После пятиминутки начинался обход, иногда заключавшийся в осмотре единственного больного, иногда – ведь бывали заняты и все палаты – отнимавший полдня. Насколько смог я заметить, беда работала как косец – замах и срез, замах и новый срез. Чем длительнее замах, тем гуще после этого валились люди под косою. Врачи не любили долгого покоя в отделении.
Закончив обход, реаниматоры отправлялись в операционные других отделений, где их работа была – наркоз.
Несколько часов спустя они сходились снова в ординаторскую, глушили стаканами нефтяной крепости чай и переговаривались вялыми жуткими фразами: «Выломал Федя грудину, а там вместо лёгкого каша…» – «Загружаю его, вроде спит, делают разрез – матерится…» – «Силкин шить уже не может, тремор не позволяет, иглу роняет в рану. Хорошо, Аркашка рядом, всегда найдёт и вытащит…» – «Зато Виталий работает – песня!» – «Глазной Виталий?» – «Нейро Виталий. Такое вытворял сегодня, старый черт. Мозга не было, сплошная опухоль, он как-то все убрал» – «Помрёт больной?» – «Все под Богом ходим. Но Виталий дал Богу шанс».
Одного за другим на громыхающих каталках привозили из операционных тех, о ком они говорили, и тётя Пана гаркала прокуренным сержантским рыком: «Углы не обколачивай, едрит твою масло! Гляди глазами, куда везёшь! Повернись, повернись! Все косяки мне ободрали, шмаровозы!» Санитары отлаивались.

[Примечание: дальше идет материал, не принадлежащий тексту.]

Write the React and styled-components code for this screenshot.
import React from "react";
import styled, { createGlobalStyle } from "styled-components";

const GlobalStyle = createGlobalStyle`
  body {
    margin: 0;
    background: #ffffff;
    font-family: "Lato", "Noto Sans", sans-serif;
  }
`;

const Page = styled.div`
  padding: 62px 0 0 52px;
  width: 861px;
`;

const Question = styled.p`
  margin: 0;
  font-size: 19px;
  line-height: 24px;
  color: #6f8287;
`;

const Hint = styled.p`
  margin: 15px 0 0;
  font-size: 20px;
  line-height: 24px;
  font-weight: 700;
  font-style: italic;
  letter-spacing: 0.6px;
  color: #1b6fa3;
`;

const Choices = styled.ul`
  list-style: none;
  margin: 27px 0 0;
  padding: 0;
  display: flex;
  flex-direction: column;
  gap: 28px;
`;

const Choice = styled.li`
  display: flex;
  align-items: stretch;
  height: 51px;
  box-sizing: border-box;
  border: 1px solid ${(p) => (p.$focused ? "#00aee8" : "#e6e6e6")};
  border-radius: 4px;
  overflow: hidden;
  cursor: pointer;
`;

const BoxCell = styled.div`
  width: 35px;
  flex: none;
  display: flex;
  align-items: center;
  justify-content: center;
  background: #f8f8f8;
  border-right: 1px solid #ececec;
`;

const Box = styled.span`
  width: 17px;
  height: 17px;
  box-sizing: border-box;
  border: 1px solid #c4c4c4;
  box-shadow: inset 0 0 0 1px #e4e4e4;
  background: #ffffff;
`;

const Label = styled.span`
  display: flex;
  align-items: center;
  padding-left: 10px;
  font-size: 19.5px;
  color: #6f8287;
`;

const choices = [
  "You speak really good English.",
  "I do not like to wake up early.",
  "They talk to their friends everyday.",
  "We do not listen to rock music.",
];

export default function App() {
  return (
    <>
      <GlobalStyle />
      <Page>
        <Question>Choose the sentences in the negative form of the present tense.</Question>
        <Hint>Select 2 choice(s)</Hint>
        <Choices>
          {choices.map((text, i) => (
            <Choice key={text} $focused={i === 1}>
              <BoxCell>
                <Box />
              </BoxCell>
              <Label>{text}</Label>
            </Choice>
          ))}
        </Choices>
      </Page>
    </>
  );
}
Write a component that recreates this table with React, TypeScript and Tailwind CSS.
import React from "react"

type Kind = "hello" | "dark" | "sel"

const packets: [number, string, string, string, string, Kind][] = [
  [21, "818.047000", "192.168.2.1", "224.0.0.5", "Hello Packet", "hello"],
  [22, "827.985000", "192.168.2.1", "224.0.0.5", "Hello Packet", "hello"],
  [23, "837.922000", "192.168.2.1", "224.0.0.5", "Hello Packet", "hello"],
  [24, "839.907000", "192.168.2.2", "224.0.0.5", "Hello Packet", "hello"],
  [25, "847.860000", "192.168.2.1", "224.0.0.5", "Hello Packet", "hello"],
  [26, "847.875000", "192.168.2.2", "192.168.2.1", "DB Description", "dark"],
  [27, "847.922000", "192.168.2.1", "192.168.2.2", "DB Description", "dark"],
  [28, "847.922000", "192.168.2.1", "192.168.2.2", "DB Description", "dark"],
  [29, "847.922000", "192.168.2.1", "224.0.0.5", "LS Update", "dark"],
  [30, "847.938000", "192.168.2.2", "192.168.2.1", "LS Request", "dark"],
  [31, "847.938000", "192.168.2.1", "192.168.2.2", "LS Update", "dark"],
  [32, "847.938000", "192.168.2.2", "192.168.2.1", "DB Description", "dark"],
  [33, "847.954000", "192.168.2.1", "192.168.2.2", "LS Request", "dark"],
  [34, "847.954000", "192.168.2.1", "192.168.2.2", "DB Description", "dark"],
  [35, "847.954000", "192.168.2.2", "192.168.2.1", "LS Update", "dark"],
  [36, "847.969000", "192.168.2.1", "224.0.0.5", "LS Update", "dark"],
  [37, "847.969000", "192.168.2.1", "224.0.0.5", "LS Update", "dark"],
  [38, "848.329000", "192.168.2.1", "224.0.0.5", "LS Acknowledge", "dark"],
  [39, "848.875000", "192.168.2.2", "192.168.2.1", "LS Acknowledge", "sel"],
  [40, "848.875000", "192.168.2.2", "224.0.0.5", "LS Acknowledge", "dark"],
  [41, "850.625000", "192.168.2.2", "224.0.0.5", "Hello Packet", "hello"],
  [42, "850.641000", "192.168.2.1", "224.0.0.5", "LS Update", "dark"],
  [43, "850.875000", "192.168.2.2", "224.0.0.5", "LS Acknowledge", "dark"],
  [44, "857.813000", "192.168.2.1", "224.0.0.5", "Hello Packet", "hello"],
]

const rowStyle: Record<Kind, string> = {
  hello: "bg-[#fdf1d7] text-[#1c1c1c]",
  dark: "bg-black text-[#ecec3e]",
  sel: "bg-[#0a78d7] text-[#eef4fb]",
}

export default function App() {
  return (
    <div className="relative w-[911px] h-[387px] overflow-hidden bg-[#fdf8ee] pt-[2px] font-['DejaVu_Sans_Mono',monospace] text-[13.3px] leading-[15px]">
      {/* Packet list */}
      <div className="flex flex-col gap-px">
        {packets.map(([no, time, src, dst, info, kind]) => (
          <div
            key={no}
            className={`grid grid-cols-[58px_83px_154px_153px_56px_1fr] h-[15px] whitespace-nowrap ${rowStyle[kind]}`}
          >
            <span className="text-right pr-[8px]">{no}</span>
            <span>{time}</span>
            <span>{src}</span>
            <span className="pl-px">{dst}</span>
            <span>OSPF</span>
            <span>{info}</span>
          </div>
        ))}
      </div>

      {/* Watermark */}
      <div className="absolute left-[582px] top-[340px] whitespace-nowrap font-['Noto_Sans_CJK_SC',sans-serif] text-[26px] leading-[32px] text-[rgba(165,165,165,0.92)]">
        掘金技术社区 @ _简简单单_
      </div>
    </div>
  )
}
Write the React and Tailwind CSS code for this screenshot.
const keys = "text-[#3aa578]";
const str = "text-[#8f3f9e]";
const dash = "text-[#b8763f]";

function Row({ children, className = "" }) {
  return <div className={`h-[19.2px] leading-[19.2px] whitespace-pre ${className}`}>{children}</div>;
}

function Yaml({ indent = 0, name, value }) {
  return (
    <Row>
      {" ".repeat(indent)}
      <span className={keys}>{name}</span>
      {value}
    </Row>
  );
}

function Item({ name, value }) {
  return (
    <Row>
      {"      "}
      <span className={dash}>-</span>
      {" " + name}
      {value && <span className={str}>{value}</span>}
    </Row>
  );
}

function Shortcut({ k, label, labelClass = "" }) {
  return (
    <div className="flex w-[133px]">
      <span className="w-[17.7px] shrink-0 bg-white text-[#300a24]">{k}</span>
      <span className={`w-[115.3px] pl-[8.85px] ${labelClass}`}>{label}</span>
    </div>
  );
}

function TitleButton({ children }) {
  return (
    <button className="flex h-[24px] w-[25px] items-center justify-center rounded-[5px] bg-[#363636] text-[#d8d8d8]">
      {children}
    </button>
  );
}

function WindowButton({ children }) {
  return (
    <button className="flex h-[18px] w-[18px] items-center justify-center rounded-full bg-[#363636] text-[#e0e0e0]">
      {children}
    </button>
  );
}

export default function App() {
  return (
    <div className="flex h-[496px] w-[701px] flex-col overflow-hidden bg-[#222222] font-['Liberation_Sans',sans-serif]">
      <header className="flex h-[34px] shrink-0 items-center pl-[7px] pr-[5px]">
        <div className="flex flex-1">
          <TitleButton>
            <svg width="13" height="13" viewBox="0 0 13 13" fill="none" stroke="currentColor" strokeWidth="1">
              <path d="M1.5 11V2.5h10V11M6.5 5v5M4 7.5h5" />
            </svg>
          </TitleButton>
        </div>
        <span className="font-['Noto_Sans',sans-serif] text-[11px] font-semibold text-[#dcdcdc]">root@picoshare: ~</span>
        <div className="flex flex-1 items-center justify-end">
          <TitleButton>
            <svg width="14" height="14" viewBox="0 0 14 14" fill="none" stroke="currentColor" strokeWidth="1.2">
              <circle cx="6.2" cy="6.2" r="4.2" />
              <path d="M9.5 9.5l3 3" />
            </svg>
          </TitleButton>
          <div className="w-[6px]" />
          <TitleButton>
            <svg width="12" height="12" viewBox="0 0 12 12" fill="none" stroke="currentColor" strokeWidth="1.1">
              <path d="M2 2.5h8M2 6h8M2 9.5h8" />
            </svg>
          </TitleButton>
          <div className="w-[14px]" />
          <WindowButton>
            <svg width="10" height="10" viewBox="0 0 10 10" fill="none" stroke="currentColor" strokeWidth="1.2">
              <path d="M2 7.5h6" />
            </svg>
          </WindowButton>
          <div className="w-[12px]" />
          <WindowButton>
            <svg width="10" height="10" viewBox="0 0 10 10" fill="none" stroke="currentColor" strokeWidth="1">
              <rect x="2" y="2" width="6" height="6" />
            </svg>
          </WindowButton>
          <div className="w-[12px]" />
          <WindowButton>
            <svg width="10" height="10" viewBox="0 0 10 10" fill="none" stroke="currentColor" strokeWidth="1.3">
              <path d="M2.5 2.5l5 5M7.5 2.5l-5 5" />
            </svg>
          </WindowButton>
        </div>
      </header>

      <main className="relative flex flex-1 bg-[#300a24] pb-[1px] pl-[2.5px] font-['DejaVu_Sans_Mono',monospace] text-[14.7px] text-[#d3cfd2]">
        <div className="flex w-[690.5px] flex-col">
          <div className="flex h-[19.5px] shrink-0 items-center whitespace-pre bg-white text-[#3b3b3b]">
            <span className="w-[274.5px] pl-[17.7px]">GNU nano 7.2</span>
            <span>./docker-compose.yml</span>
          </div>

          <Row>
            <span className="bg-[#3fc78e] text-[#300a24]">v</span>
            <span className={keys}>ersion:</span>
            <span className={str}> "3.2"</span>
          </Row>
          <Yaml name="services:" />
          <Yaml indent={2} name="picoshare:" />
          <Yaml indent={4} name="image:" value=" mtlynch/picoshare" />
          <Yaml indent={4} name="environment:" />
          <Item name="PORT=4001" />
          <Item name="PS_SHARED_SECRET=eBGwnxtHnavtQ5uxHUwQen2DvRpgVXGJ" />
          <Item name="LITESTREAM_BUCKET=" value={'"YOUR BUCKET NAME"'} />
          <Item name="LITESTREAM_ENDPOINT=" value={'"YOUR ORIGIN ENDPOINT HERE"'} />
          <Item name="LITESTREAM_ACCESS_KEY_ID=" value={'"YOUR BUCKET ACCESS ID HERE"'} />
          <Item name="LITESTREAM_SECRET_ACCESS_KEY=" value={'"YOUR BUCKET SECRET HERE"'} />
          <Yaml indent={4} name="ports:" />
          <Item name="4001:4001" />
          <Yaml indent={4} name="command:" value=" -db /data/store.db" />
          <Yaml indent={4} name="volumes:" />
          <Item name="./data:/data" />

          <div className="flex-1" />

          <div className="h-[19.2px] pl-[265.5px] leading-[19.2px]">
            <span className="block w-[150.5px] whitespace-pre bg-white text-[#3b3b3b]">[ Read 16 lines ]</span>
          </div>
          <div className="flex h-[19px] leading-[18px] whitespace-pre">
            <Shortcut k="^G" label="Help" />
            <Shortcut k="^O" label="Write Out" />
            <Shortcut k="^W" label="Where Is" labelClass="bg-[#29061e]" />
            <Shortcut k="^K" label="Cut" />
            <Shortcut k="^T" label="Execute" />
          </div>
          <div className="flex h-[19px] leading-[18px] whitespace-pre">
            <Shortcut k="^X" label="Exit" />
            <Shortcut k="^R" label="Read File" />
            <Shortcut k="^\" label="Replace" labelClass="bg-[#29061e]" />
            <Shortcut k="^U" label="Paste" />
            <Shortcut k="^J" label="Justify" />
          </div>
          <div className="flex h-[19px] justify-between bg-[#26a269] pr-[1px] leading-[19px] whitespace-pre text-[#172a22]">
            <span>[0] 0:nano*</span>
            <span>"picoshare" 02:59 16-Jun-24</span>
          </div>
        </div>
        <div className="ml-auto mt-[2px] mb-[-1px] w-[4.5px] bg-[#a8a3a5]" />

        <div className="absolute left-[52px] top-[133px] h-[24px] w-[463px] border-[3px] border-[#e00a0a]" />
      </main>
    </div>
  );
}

Больного надо быстренько переложить на кровать, поставить капельницу, подключить по надобности искусственное дыхание или дать кислород, да ещё бы в этой запарке не упустить его на тот свет. Конечно, все это только непривычному глазу казалось суматохой, на самом деле каждый знал, что ему делать, и исполнял быстро и точно, ошибки в этом отделении не прощались. Казалось, даже больной знает, как надо вести себя, лежит бестрепетно, пока в вену впивается очередная игла. Спустя минуты в него уже что-то вливается по трубкам, что-то изливается через зонды и катетеры, и это значит, что реанимация пошла полным ходом, врачи занялись следующим пациентом.
Ре-анимация – оживление вновь.
Рабочий день в отделении не имеет конца по звонку. Врачи расходятся, когда освободятся, а это случается и поздним вечером. На работу положено являться к девяти ноль-ноль, потому что армия, и порядок здесь армейский.
На ночь с больными оставался дежурный реаниматор, две медсестры и нянечка. Ну и мы с Вовой. Порой я даже ночью дорабатывал своё измерение температуры, чтобы скорее убраться отсюда. Пока не кончилась полоса отсутствия смертей, удивлявшая даже врачей. После Мальцевой без малого две недели исходы сплошь благополучные.